Un silence assourdissant

Dans la nuit du 16 au 17 août, Vanessa Campos a été assassinée.

Vanessa Campos était une femme transgenre, elle était travailleuse du sexe, et elle a été assassinée dans l’indifférence la plus totale. Offices gouvernementaux, police, associations féministes, tous et toutes indifférent.e.s à l’assassinat lâche et banalisé d’une travailleuse du sexe. Sept à huit hommes s’en sont pris à elles pour la tuer. Sont-ils recherchés ? Sont-ils inquiétés ? Il y a fort à parier que non, parce que qui se soucierait de la mort d’une prostituée, migrante et transgenre ?

 

Je ne suis pas étonnée du manque de réaction gouvernementale et policière. Cette indifférence, ce mépris, ce dédain, je m’y attends de la part de ceux qui ne prennent aucune mesure de peur de froisser leur électorat, ou de ceux qui agissent trop peu, trop tard. Je m’y attends aussi de la part du « bras de la justice », qui n’hésite pas à racketter les travailleuses, qui n’hésite pas à mégenrer pour humilier, qui n’hésite pas à mettre des travailleuses trans dans les cellules destinées aux hommes pour qu’elles s’y fassent tabasser par les détenus, comme l’écrit avec justesse Thierry Schaffauser[1]. Par contre, ce qui me brise le cœur, c’est l’indifférence de celles et de ceux qui se disent féministes. J’ai écumé toutes les pages auxquelles je suis abonnée sur Facebook, Twitter et Instagram. Pas un mot. Pas un article. Rien. Pourtant le journal Libération en a parlé grâce à Thierry Schaffauser et Thelma Hell. D’autres journaux sensationnalistes s’en donneront probablement à cœur joie, histoire d’augmenter leurs ventes, parce que rien n’excite plus le chaland que la mort d’une pute. Mais du côté féministe, le néant. L’abolitionnisme est-il important au point d’occulter la mort d’une femme ? Vanessa n’est pas la première à être tuée, loin de là, elle fait partie d’une longue liste d’oublié.e.s, de personnes ignoré.e.s parce qu’ils.elles ont un métier  à contre-jour de la ligne politique et éditoriale d’un mouvement ou d’un magazine. À quel moment une certaine branche du féminisme a-t-elle décidé que des femmes soient entendues, protégées, et que d’autres ne le soient pas ? Que d’autres soient laissées à elles-mêmes, invisibles ? Et pourquoi ? Parce qu’elles ne sont pas adéquates ? Parce qu’elles ne sont pas conformes à la charte de ce type de féminisme ?

 

Je suis en colère. Je suis en colère contre l’abolitionnisme, le réglementarisme, le prohibitionnisme. Autant de « -isme » qui justifie que la mort de travailleurs et travailleuses du sexe soit tue, qui justifie l’absence de lois pour les protéger.

 

Vanessa Campos est morte dans une indifférence lâche et complaisante. Si le STRASS n’en avait pas parlé, si Thierry Schaffauser et Thelma Hell[2] ne l’avaient pas écrit, Vanessa aurait été ignorée, elle aurait été une statistique, un nom inconnu qui se serait perdu dans le nombre de celles et de ceux qui sont déjà partis.

 

Mais nous, nous ne l’oublierons pas, Vanessa. Nous connaissons son nom, et nous le répéterons jusqu’à l’épuisement. Elle n’est pas une inconnue sans visage dont la mort est un non-évènement sous prétexte qu’elle était une travailleuse du sexe. Elle était une personne ayant des droits.
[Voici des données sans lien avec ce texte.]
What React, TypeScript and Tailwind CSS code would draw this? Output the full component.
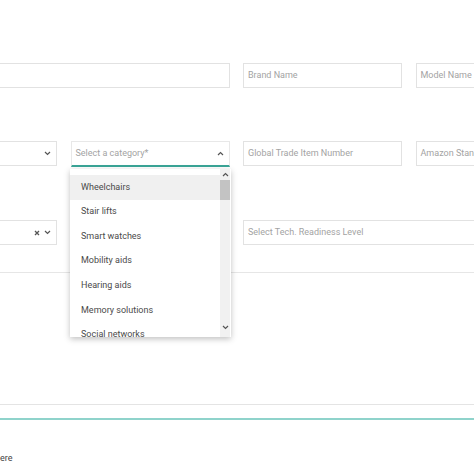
import React from 'react';

const Chevron = ({ up = false }: { up?: boolean }) => (
  <svg width="7" height="5" viewBox="0 0 7 5" className="shrink-0">
    <polyline
      points={up ? '1,4 3.5,1.5 6,4' : '1,1 3.5,3.5 6,1'}
      fill="none"
      stroke="#555"
      strokeWidth="1.2"
    />
  </svg>
);

const Cross = () => (
  <svg width="6" height="6" viewBox="0 0 6 6" className="shrink-0">
    <path d="M1 1 L5 5 M5 1 L1 5" stroke="#555" strokeWidth="1.3" />
  </svg>
);

const Field: React.FC<{ label?: string; span?: string }> = ({ label, span = '' }) => (
  <div className={`h-[25px] border border-[#e2e2e2] bg-white flex items-center pl-[4px] text-[9px] text-[#a3a3a3] whitespace-nowrap overflow-hidden ${span}`}>
    {label}
  </div>
);

const categories = [
  'Wheelchairs',
  'Stair lifts',
  'Smart watches',
  'Mobility aids',
  'Hearing aids',
  'Memory solutions',
  'Social networks',
];

export default function App() {
  return (
    <div className="relative w-[474px] h-[474px] overflow-hidden bg-white font-['Roboto','Liberation_Sans',sans-serif]">
      <div className="ml-[-102px] w-[680px] pt-[63px]">
        {/* row 1 */}
        <div className="grid grid-cols-[repeat(4,159px)] gap-x-[13.5px]">
          <Field span="col-span-2" />
          <Field label="Brand Name" />
          <Field label="Model Name" />
        </div>

        {/* row 2 */}
        <div className="grid grid-cols-[repeat(4,159px)] gap-x-[13.5px] mt-[53px]">
          <div className="h-[25px] border border-[#e2e2e2] flex items-center justify-end pr-[5px]">
            <Chevron />
          </div>
          <div className="h-[26px] border border-[#e8e8e8] border-b-2 border-b-[#3aa597] flex items-center justify-between pl-[4px] pr-[5px] text-[9px] text-[#a3a3a3]">
            <span>Select a category*</span>
            <Chevron up />
          </div>
          <Field label="Global Trade Item Number" />
          <Field label="Amazon Standard Identification Number" />
        </div>

        {/* row 3 */}
        <div className="grid grid-cols-[repeat(4,159px)] gap-x-[13.5px] mt-[53px]">
          <div className="h-[25px] border border-[#e2e2e2] flex items-center justify-end gap-[4px] pr-[5px]">
            <Cross />
            <Chevron />
          </div>
          <div className="h-[25px] flex items-center -ml-px">
            <div className="w-px h-[13px] bg-[#9a9a9a]" />
          </div>
          <Field label="Select Tech. Readiness Level" span="col-span-2" />
        </div>
      </div>

      <div className="mt-[27px] h-px bg-[#e6e6e6]" />

      <div className="mt-[131px] h-px bg-[#e4e4e4]" />
      <div className="mt-[13px] h-[2px] bg-[#8fd3cb]" />
      <div className="mt-[32px] -ml-[5px] text-[9px] text-[#444]">here</div>

      {/* open dropdown */}
      <div className="absolute left-[70px] top-[169px] w-[161px] h-[168px] bg-white shadow-[0_2px_6px_rgba(0,0,0,0.25)] overflow-hidden flex">
        <div className="flex-1 pt-[6px]">
          {categories.map((c, i) => (
            <div
              key={c}
              className={`h-[24.6px] flex items-center pl-[11px] text-[9px] text-[#4a4a4a] ${i === 0 ? 'bg-[#f0f0f0]' : ''}`}
            >
              {c}
            </div>
          ))}
        </div>
        <div className="w-[10px] mr-px bg-[#f1f1f1] flex flex-col items-center">
          <div className="h-[11px] flex items-center">
            <Chevron up />
          </div>
          <div className="w-[10px] h-[20px] bg-[#c3c3c3]" />
          <div className="flex-1" />
          <div className="h-[12px] flex items-start">
            <Chevron />
          </div>
        </div>
      </div>
    </div>
  );
}
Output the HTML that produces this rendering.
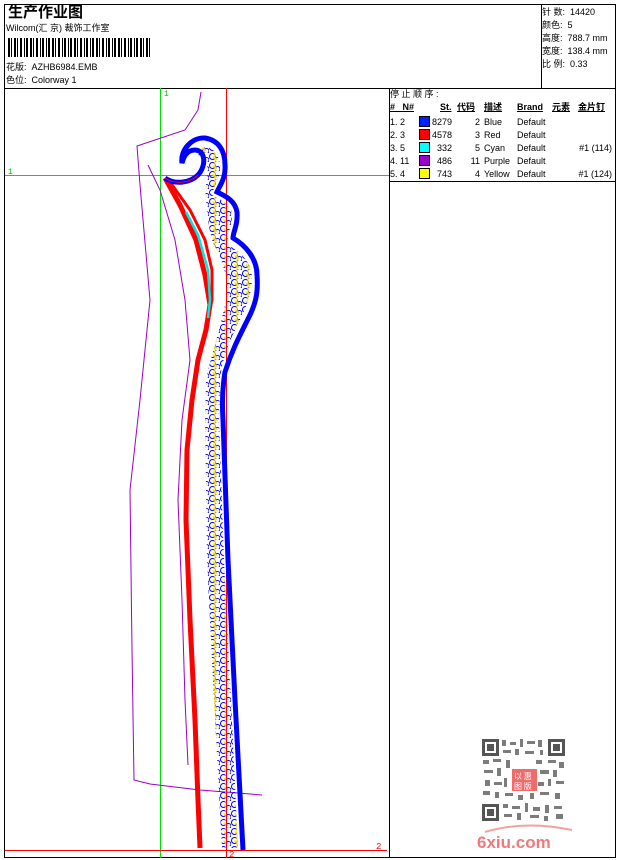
<!DOCTYPE html>
<html><head><meta charset="utf-8"><style>
body{margin:0;background:#fff;width:620px;height:860px;overflow:hidden;font-family:"Liberation Sans","Noto Sans CJK SC",sans-serif;color:#000}
.t{position:absolute;font-size:9px;white-space:nowrap;line-height:11px}
</style></head><body>
<svg width="620" height="860" style="position:absolute;left:0;top:0">
<defs>
<pattern id="lp" x="0" y="0" width="11" height="9" patternUnits="userSpaceOnUse">
<circle cx="3.5" cy="3.5" r="3" fill="none" stroke="#0000ff" stroke-width="1"/>
<circle cx="8.5" cy="7" r="2.5" fill="none" stroke="#0000ff" stroke-width="1"/>
<path d="M3.5,3.5 L8.5,7 M6,0 L6,9" stroke="#ffe600" stroke-width="1.2"/>
</pattern>
</defs>
<rect x="4.5" y="4.5" width="611" height="853" fill="none" stroke="#000"/>
<line x1="4" y1="88.5" x2="616" y2="88.5" stroke="#000"/>
<line x1="541.5" y1="4" x2="541.5" y2="88" stroke="#000"/>
<line x1="389.5" y1="88" x2="389.5" y2="858" stroke="#000"/>
<line x1="389" y1="181.5" x2="616" y2="181.5" stroke="#000"/>
<g fill="#000">
<rect x="8" y="38" width="2" height="19"/><rect x="11" y="38" width="1" height="19"/><rect x="14" y="38" width="2" height="19"/><rect x="17" y="38" width="1" height="19"/><rect x="20" y="38" width="2" height="19"/><rect x="24" y="38" width="1" height="19"/><rect x="26" y="38" width="2" height="19"/><rect x="30" y="38" width="2" height="19"/><rect x="33" y="38" width="1" height="19"/><rect x="36" y="38" width="2" height="19"/><rect x="40" y="38" width="1" height="19"/><rect x="42" y="38" width="2" height="19"/><rect x="46" y="38" width="1" height="19"/><rect x="48" y="38" width="2" height="19"/><rect x="52" y="38" width="2" height="19"/><rect x="55" y="38" width="1" height="19"/><rect x="58" y="38" width="2" height="19"/><rect x="62" y="38" width="1" height="19"/><rect x="64" y="38" width="2" height="19"/><rect x="68" y="38" width="1" height="19"/><rect x="70" y="38" width="2" height="19"/><rect x="74" y="38" width="2" height="19"/><rect x="77" y="38" width="1" height="19"/><rect x="80" y="38" width="2" height="19"/><rect x="84" y="38" width="1" height="19"/><rect x="86" y="38" width="2" height="19"/><rect x="90" y="38" width="1" height="19"/><rect x="92" y="38" width="2" height="19"/><rect x="96" y="38" width="2" height="19"/><rect x="99" y="38" width="1" height="19"/><rect x="102" y="38" width="2" height="19"/><rect x="106" y="38" width="1" height="19"/><rect x="108" y="38" width="2" height="19"/><rect x="112" y="38" width="1" height="19"/><rect x="114" y="38" width="2" height="19"/><rect x="118" y="38" width="2" height="19"/><rect x="121" y="38" width="1" height="19"/><rect x="124" y="38" width="2" height="19"/><rect x="128" y="38" width="1" height="19"/><rect x="130" y="38" width="2" height="19"/><rect x="134" y="38" width="1" height="19"/><rect x="136" y="38" width="2" height="19"/><rect x="140" y="38" width="2" height="19"/><rect x="143" y="38" width="1" height="19"/><rect x="146" y="38" width="2" height="19"/><rect x="149" y="38" width="1" height="19"/>
</g>
<line x1="160.5" y1="88" x2="160.5" y2="858" stroke="#00e000"/>
<line x1="5" y1="175.5" x2="389" y2="175.5" stroke="#00e000"/>
<line x1="5" y1="850.5" x2="387" y2="850.5" stroke="#f00"/>
<text x="164" y="96" font-size="8" fill="#00c000" font-family="Liberation Mono">1</text>
<text x="8" y="174" font-size="8" fill="#00c000" font-family="Liberation Mono">1</text>
<text x="376" y="849" font-size="9" fill="#f00" font-family="Liberation Mono">2</text>
<text x="229" y="857" font-size="9" fill="#f00" font-family="Liberation Mono">2</text>
<path d="M201,92 L198,110 L185,130 L137,146 L140,185 L150,300 L140,400 L130,490 L132,650 L134,780 L150,784 L200,790 L262,795" fill="none" stroke="#9900cc" stroke-width="1"/>
<path d="M148,165 L160,190 L175,240 L185,300 L190,360 L182,420 L178,500 L182,600 L185,700 L188,765" fill="none" stroke="#9900cc" stroke-width="1"/>
<!-- loops fill regions -->
<path d="M195,152 C205,142 218,148 220,165 C221,180 212,190 212,195 C222,200 232,205 232,215 C232,228 226,235 228,245 C240,252 252,262 252,278 C252,295 245,310 236,328 C228,345 222,360 220,380 L219,420 L224,560 L231,700 L238,848 L222,848 L214,700 L207,560 L205,420 L206,380 C210,360 220,330 226,300 C230,280 222,260 214,245 C208,230 208,215 206,200 C204,185 210,172 206,162 Z" fill="url(#lp)"/>
<path d="M165,178 L180,205 L196,240 L205,275 L210,305 L206,330 L198,360 L192,400 L187,450 L186,520 L190,620 L195,720 L198,800 L200,848" fill="none" stroke="#f00" stroke-width="5"/>
<path d="M170,182 L190,210 L205,240 L212,270 L212,300 L208,318" fill="none" stroke="#f00" stroke-width="3"/>
<path d="M186,212 L198,235 L208,270 L210,300 L208,318" fill="none" stroke="#00e5e5" stroke-width="2.5"/>
<line x1="226.5" y1="88" x2="226.5" y2="858" stroke="#f00"/>
<path d="M165,178 C175,185 190,183 198,175 C207,165 205,150 195,150 C185,150 183,160 182,163 C180,150 192,137 205,138 C218,140 225,150 225,165 C226,178 220,185 217,192 C225,196 235,200 237,212 C238,225 233,232 233,238 C245,245 257,258 257,275 C258,290 257,300 250,315 C240,335 232,350 225,372 C222,390 222,405 223,420 L228,560 L235,700 L243,850" fill="none" stroke="#0000ff" stroke-width="5"/>
<path d="M165,178 C175,185 190,183 198,175" fill="none" stroke="#f00" stroke-width="1"/>
<!-- QR -->
<g fill="#555">
<rect x="482" y="739" width="17" height="17"/><rect x="548" y="739" width="17" height="17"/><rect x="482" y="804" width="17" height="17"/>
</g>
<g fill="#fff"><rect x="485" y="742" width="11" height="11"/><rect x="551" y="742" width="11" height="11"/><rect x="485" y="807" width="11" height="11"/></g>
<g fill="#555"><rect x="487" y="744" width="7" height="7"/><rect x="553" y="744" width="7" height="7"/><rect x="487" y="809" width="7" height="7"/></g>
<g fill="#666" opacity="0.85">
<rect x="502" y="740" width="4" height="6"/><rect x="510" y="742" width="6" height="3"/><rect x="520" y="739" width="3" height="8"/><rect x="527" y="741" width="8" height="3"/><rect x="538" y="740" width="4" height="7"/>
<rect x="503" y="750" width="8" height="3"/><rect x="515" y="749" width="4" height="6"/><rect x="525" y="751" width="9" height="3"/><rect x="540" y="750" width="3" height="5"/>
<rect x="483" y="760" width="6" height="4"/><rect x="493" y="759" width="8" height="3"/><rect x="506" y="760" width="4" height="8"/><rect x="536" y="760" width="6" height="4"/><rect x="548" y="760" width="8" height="3"/><rect x="559" y="762" width="5" height="6"/>
<rect x="484" y="770" width="9" height="3"/><rect x="497" y="768" width="4" height="8"/><rect x="540" y="770" width="9" height="4"/><rect x="553" y="770" width="4" height="7"/>
<rect x="485" y="780" width="5" height="6"/><rect x="494" y="782" width="8" height="3"/><rect x="504" y="778" width="3" height="9"/><rect x="538" y="782" width="6" height="4"/><rect x="548" y="779" width="3" height="7"/><rect x="556" y="781" width="8" height="3"/>
<rect x="483" y="791" width="7" height="4"/><rect x="495" y="792" width="4" height="6"/><rect x="505" y="793" width="8" height="3"/><rect x="518" y="795" width="5" height="5"/><rect x="530" y="793" width="4" height="6"/><rect x="540" y="792" width="9" height="3"/><rect x="555" y="793" width="5" height="6"/>
<rect x="503" y="804" width="5" height="4"/><rect x="512" y="806" width="8" height="3"/><rect x="525" y="803" width="3" height="9"/><rect x="533" y="807" width="7" height="4"/><rect x="545" y="805" width="4" height="8"/><rect x="554" y="806" width="8" height="3"/>
<rect x="504" y="814" width="8" height="3"/><rect x="517" y="813" width="4" height="7"/><rect x="530" y="815" width="9" height="3"/><rect x="544" y="816" width="4" height="5"/><rect x="556" y="814" width="7" height="5"/>
</g>
<rect x="512" y="769" width="25" height="22" fill="#f26b6b"/>
<text x="514" y="779" font-size="8" fill="#fff" font-family="Noto Sans CJK SC">以 惠</text>
<text x="514" y="789" font-size="8" fill="#fff" font-family="Noto Sans CJK SC">图 版</text>
<path d="M485,832 Q525,820 572,830" fill="none" stroke="#f4a0a0" stroke-width="2"/>
<text x="477" y="848" font-size="17" font-weight="bold" fill="#f07a7a" font-family="Liberation Sans">6xiu.com</text>
</svg>
<div class="t" style="left:8px;top:3px;font-size:15px;font-weight:bold;line-height:18px;font-family:'Noto Sans CJK SC',sans-serif">生产作业图</div>
<div class="t" style="left:6px;top:23px">Wilcom(汇 京) 裁饰工作室</div>
<div class="t" style="left:6px;top:62px">花版:&nbsp; AZHB6984.EMB</div>
<div class="t" style="left:6px;top:75px">色位:&nbsp; Colorway 1</div>
<div class="t" style="left:542px;top:6px;line-height:13px">针 数:&nbsp; 14420<br>颜色:&nbsp; 5<br>高度:&nbsp; 788.7 mm<br>宽度:&nbsp; 138.4 mm<br>比 例:&nbsp; 0.33</div>
<div class="t" style="left:390px;top:89px">停 止 顺 序 :</div>
<div class="t" style="left:390px;top:102px;font-weight:bold;text-decoration:underline">#&nbsp;&nbsp; N#</div>
<div class="t" style="left:440px;top:102px;font-weight:bold;text-decoration:underline">St.</div>
<div class="t" style="left:457px;top:102px;font-weight:bold;text-decoration:underline">代码</div>
<div class="t" style="left:484px;top:102px;font-weight:bold;text-decoration:underline">描述</div>
<div class="t" style="left:517px;top:102px;font-weight:bold;text-decoration:underline">Brand</div>
<div class="t" style="left:552px;top:102px;font-weight:bold;text-decoration:underline">元素</div>
<div class="t" style="left:578px;top:102px;font-weight:bold;text-decoration:underline">金片钉</div>
<div style="position:absolute;left:419px;top:116px;width:9px;height:9px;background:#0020ff;border:1px solid #000"></div>
<div style="position:absolute;left:419px;top:129px;width:9px;height:9px;background:#f00;border:1px solid #000"></div>
<div style="position:absolute;left:419px;top:142px;width:9px;height:9px;background:#00ffff;border:1px solid #000"></div>
<div style="position:absolute;left:419px;top:155px;width:9px;height:9px;background:#9900cc;border:1px solid #000"></div>
<div style="position:absolute;left:419px;top:168px;width:9px;height:9px;background:#ffff00;border:1px solid #000"></div>
<div class="t" style="left:390px;top:116px;line-height:13px">1. 2<br>2. 3<br>3. 5<br>4. 11<br>5. 4</div>
<div class="t" style="left:432px;top:116px;line-height:13px;width:20px;text-align:right">8279<br>4578<br>332<br>486<br>743</div>
<div class="t" style="left:462px;top:116px;line-height:13px;width:18px;text-align:right">2<br>3<br>5<br>11<br>4</div>
<div class="t" style="left:484px;top:116px;line-height:13px">Blue<br>Red<br>Cyan<br>Purple<br>Yellow</div>
<div class="t" style="left:517px;top:116px;line-height:13px">Default<br>Default<br>Default<br>Default<br>Default</div>
<div class="t" style="left:560px;top:116px;line-height:13px;width:52px;text-align:right"><br><br>#1 (114)<br><br>#1 (124)</div>
</body></html>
Le cofondateur du STRASS l’écrit beaucoup mieux que moi : « Sa famille pourtant c’est nous. Nous restons dans la vie avec elle dans nos mémoires. Nous continuons à vivre en espérant qu’à force de résister, les choses s’amélioreront peut-être un peu pour celles plus jeunes qui nous remplaceront après nous. Tout le monde connait le contexte politique, législatif, administratif et social dans lequel nous vivons. Chacun comprendra et jugera de ce qui facilite ou non ces violences. Nous n’avons pas besoin d’insister dans la dénonciation que nous portons déjà tout le temps.

Il nous reste la tristesse, l’amertume, et la colère »[3].
Un rassemblement aura lieu ce vendredi 24 août pour lui rendre hommage.
Scarlotta Harlott.

 

[1]Communiqué du STRASS (Syndicat du Travail Sexuel) et d’Acceptess-T, 17 août 2018.

[2]Communiqué du STRASS repris dans la rubrique Ma Lumière rouge de Libération, 17 août 2018.

[3]Extrait du communiqué, écrit par Thierry Schaffauser et Thelma Hell, le 17 août 2018.